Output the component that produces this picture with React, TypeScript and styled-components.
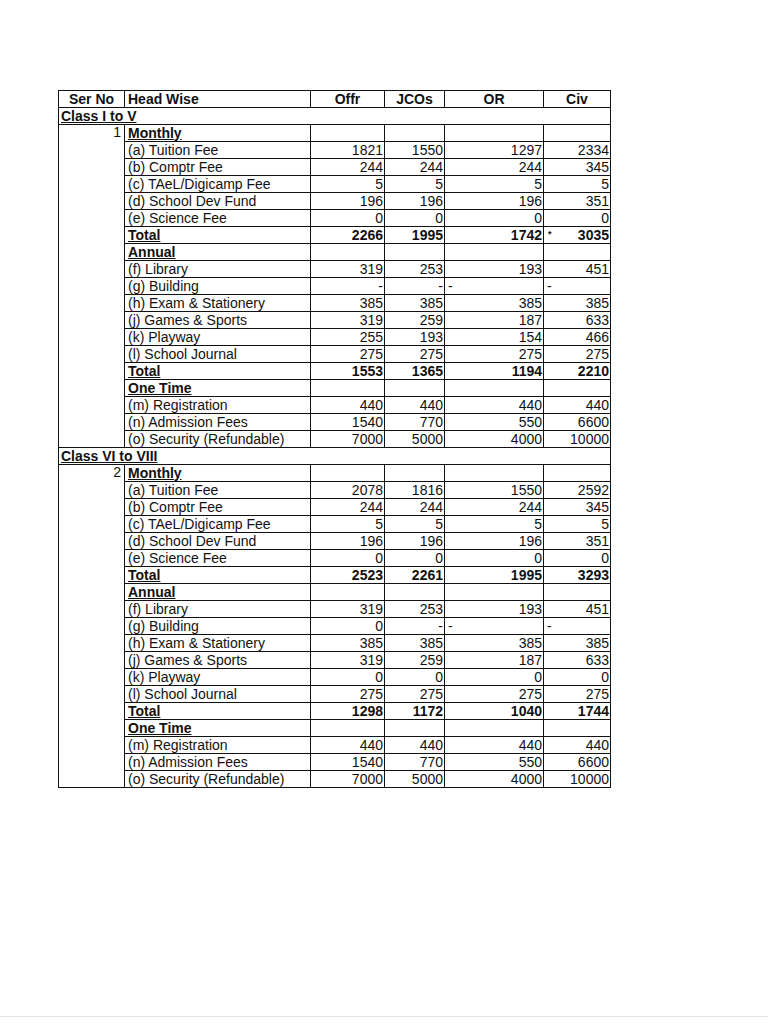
--
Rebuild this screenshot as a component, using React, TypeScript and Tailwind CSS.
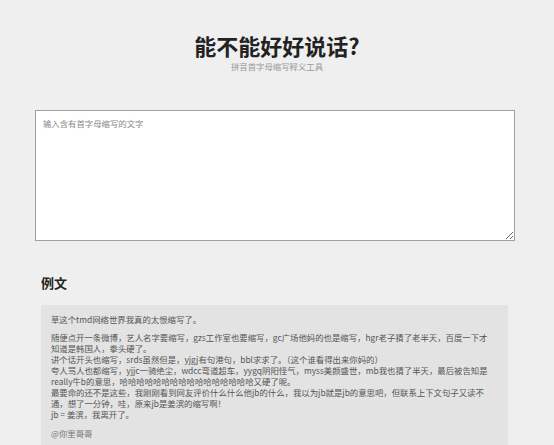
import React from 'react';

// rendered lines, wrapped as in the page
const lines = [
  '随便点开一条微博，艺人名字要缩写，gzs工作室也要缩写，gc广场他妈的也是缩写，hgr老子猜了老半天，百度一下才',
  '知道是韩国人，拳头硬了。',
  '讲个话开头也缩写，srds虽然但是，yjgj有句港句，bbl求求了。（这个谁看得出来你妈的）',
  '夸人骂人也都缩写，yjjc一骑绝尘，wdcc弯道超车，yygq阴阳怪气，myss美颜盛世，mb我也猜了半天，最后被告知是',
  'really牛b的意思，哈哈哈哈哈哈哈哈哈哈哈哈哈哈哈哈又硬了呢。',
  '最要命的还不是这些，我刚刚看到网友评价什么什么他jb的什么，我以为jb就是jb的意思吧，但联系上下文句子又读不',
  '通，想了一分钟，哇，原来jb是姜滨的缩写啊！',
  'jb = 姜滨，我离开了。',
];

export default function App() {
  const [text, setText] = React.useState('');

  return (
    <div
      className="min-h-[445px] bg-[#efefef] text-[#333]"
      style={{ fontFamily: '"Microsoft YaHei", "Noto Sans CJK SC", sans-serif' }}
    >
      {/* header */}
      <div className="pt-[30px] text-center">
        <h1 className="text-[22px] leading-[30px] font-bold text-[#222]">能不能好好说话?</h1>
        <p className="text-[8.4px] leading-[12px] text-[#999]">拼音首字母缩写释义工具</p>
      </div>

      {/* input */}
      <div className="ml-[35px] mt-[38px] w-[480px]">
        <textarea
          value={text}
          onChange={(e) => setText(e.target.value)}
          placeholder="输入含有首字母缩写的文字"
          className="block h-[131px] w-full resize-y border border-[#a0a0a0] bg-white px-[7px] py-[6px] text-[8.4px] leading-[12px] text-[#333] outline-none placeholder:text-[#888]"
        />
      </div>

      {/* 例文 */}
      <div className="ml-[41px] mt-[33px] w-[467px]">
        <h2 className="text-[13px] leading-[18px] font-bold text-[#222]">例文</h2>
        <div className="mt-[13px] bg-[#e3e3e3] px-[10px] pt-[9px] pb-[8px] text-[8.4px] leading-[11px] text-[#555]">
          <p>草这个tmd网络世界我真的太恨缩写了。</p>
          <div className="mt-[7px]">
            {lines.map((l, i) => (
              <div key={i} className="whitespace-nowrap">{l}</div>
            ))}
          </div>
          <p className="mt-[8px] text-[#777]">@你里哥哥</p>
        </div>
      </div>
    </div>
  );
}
==
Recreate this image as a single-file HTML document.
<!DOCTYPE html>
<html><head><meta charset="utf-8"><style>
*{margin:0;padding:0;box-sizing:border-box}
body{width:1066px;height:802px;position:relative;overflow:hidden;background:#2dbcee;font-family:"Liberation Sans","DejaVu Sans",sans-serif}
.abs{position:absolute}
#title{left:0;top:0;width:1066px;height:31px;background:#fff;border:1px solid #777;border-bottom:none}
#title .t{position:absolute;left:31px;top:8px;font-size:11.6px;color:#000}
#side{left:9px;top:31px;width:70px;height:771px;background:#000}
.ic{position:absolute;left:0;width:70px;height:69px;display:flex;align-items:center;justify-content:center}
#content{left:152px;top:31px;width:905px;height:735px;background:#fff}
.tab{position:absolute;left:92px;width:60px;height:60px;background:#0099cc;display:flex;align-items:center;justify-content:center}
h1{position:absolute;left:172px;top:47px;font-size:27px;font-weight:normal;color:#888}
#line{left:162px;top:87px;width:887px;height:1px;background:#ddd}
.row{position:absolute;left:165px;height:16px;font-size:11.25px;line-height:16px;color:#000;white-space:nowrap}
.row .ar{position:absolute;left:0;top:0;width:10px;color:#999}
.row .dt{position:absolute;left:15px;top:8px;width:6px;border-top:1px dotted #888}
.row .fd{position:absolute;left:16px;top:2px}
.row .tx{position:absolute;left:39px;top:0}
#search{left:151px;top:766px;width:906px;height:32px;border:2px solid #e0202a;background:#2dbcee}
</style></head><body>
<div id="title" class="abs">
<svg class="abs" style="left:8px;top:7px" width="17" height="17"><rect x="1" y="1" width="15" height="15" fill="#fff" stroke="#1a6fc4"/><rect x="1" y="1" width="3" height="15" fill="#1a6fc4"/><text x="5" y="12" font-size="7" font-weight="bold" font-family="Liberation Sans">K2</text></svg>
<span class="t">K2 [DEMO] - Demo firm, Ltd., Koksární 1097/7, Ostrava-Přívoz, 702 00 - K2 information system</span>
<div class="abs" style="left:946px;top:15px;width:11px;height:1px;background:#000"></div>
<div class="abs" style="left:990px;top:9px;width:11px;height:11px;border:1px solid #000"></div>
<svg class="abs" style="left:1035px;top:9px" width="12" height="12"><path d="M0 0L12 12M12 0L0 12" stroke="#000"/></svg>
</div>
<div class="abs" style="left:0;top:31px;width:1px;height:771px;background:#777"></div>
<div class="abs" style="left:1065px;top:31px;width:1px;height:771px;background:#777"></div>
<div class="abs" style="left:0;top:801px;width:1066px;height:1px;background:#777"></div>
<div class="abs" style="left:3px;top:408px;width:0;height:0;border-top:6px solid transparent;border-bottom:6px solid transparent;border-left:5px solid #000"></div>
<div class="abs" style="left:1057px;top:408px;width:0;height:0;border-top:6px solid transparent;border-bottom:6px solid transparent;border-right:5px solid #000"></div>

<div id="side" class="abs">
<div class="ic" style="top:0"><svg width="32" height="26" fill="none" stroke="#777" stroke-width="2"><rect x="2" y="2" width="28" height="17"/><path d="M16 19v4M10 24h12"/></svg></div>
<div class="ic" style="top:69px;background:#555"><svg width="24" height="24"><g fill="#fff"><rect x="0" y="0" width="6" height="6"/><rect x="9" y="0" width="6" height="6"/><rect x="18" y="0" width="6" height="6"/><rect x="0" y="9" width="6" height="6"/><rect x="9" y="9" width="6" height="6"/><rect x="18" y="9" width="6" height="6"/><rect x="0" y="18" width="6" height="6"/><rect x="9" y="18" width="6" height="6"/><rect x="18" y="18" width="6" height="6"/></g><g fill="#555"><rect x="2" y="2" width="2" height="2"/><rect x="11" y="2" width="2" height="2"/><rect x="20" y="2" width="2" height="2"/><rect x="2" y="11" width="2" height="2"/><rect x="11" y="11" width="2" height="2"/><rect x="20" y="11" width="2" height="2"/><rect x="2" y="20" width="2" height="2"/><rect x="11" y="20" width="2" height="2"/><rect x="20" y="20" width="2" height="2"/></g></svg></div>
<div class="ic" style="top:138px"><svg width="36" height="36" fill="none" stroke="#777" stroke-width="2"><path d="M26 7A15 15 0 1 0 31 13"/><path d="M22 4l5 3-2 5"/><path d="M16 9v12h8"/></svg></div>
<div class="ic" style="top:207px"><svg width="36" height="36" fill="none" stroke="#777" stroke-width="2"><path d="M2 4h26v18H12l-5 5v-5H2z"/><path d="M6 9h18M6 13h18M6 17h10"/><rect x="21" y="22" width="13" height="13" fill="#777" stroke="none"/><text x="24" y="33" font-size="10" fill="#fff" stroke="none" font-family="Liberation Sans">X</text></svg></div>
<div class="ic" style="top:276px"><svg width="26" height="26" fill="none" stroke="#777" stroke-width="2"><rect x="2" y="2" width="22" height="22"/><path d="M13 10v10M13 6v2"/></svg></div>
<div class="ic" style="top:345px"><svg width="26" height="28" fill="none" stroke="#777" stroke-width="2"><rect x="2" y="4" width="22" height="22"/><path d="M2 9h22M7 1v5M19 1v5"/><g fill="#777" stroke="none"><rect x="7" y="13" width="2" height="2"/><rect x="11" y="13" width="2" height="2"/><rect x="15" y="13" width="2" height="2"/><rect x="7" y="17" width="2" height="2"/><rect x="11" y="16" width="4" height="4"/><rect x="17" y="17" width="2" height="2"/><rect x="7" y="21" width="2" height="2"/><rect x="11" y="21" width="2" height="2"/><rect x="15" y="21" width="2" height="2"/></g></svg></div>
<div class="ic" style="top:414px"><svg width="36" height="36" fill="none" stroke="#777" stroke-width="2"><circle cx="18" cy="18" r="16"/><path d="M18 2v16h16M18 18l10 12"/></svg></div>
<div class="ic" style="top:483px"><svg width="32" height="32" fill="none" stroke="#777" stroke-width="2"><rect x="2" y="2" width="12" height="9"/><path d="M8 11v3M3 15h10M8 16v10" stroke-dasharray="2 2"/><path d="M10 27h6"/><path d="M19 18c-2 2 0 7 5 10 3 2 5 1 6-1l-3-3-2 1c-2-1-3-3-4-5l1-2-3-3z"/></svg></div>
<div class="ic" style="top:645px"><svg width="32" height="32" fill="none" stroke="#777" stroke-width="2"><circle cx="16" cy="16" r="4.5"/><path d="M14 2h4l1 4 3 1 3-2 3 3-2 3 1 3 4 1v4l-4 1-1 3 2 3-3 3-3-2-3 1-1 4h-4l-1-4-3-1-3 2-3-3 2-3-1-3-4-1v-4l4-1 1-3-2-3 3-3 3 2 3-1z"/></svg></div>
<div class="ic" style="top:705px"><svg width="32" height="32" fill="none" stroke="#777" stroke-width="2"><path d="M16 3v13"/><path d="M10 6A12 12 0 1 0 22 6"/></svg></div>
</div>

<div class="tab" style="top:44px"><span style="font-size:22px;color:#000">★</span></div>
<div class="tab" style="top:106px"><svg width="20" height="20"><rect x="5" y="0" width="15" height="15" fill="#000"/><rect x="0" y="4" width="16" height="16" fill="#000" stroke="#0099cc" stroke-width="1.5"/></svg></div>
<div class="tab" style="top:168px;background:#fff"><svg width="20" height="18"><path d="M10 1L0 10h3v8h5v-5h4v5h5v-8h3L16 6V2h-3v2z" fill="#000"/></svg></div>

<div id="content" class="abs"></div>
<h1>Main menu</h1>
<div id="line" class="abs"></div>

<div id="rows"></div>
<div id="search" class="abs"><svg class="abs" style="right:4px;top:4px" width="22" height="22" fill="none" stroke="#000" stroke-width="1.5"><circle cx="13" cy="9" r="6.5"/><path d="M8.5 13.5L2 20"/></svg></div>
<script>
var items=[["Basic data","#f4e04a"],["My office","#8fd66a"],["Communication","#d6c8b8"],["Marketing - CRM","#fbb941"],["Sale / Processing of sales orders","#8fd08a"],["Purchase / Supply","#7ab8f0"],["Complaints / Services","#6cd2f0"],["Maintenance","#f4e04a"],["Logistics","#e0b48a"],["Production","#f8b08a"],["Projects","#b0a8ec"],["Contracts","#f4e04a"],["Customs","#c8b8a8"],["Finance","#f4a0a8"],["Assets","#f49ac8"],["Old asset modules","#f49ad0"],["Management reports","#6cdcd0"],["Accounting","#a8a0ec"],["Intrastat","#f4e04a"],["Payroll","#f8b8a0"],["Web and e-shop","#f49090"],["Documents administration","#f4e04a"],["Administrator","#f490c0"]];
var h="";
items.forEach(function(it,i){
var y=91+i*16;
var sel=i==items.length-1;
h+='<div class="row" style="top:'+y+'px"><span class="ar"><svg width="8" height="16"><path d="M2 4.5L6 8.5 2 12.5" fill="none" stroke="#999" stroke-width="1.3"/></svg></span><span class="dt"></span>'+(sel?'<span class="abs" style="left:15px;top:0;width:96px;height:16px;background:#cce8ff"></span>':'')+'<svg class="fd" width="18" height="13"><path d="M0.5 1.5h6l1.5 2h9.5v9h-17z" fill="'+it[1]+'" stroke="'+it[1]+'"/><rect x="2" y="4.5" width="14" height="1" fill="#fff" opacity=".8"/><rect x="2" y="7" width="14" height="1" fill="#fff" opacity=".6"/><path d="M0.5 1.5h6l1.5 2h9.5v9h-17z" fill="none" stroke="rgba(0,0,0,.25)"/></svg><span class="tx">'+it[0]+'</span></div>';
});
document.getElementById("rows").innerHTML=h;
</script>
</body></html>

=== Work instructions ===
Using the entries above, repeat exactly the lines from the one with "Rebuild this screenshot" to the one with "import React from 'react';", both included, and leave the pictures behind.

=== Reply to the exercise ===
Rebuild this screenshot as a component, using React, TypeScript and Tailwind CSS.
import React from 'react';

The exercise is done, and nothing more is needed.